As Porsche’s first track-only 911 with turbos since the 993 GT2, the 991 GT2 RS Clubsport has a lot to prove. Both the 996 and the 997 versions of the GT2 came with the Clubsport option, but both were still street legal and neither received the same level of development over the “base” model. Perhaps that’s for good reason. Those generations were bloodthirsty thugs, while their successor is a much tamer animal. Still a monster, without a doubt, but the 991’s performance is more accessible to the competent driver, and the added downforce and simplicity of PDK shifting simplify the driving experience somewhat. Because this car wouldn’t bite its owners heads off at the slightest mistake, it’s not surprising then that Porsche saw a sizable market for a stripped, slick-shod version of their Nurburgring king.

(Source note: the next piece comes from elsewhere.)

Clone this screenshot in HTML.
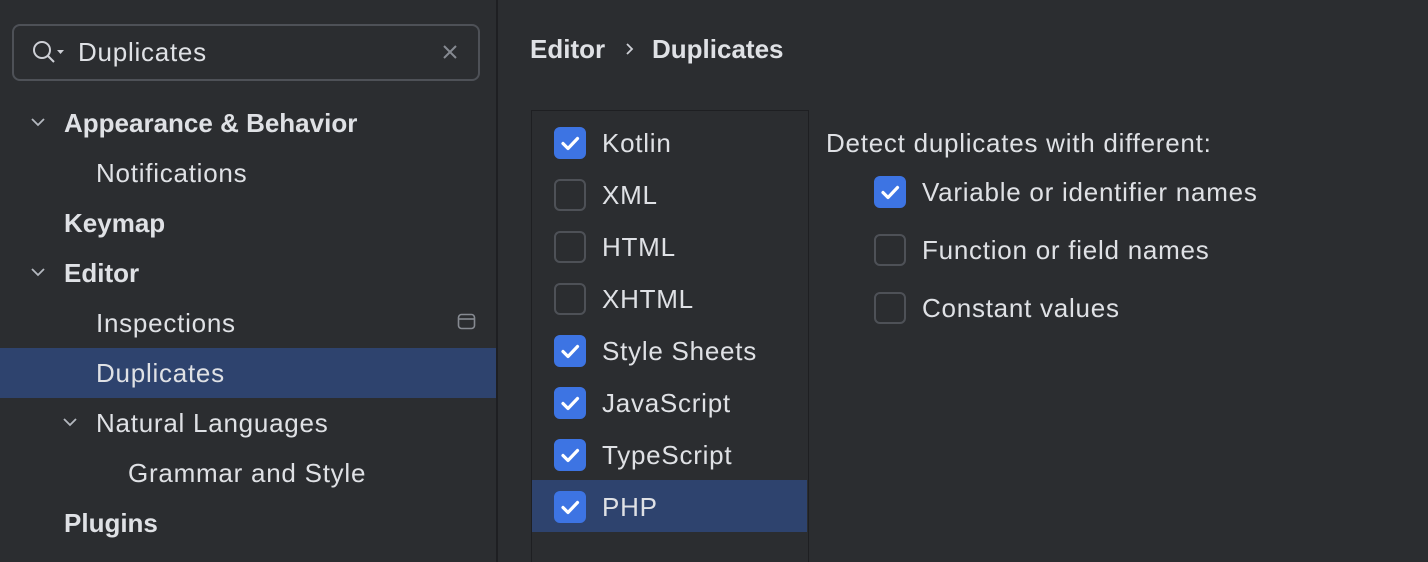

A full rollcage, forged suspension links, a 115-liter FIA-certified fuel cell, an a Recaro race seat with longitudinal adjustment and padding system offers the driver peace of mind. The extensive aero package—including a carbon underbody—give it stability and inspires confidence at speed. An optimized water sprayer mean the motor’s full 700 horsepower will always be available to the driver; no heat soaking that plagues the roadgoing version and cuts total output after a few hotlaps.
Considering the speed that all that power offers, these are not qualities as much as they are necessities. Especially since the GT2 RS Clubsport is available to any paying member of the public. Fortunately, the car looks almost friendly, and this middle-aged man looks relatively comfortable putting in a respectable lap around Spa Francorchamps in one.
There are no hysterics, no snaps, and no hopping through high-speed corners. Look at how he gingerly navigates Radillon and Eau Rouge and still carries staggering speed. You know the car will offer the seasoned professional more, but there’s an astounding level of performance available to the skilled trackday driver. Though this car’s balance is benign from the start, adjustable traction control, stability management, and anti-lock brakes only make the car more accessible. That’s not a term you often use to describe a 700-horsepower 911.
Even well below the limit, the straightline speed is enough to leave most supercars in the GT2 RS Clubsport’s mirrors. It must be a huge confidence boost to pass cars which are clearly driven at the limit when just pushing six-tenths. With straight-line speed that bests that of some prototypes and makes a 997 GT3 look like an econobox, there aren’t many cars which accelerate like this one. Plus, with a confidence-inspiring chassis, every session with the GT2 RS Clubsport must feel like someone changed the game’s difficulty to easy and turned on a few cheat codes for good measure.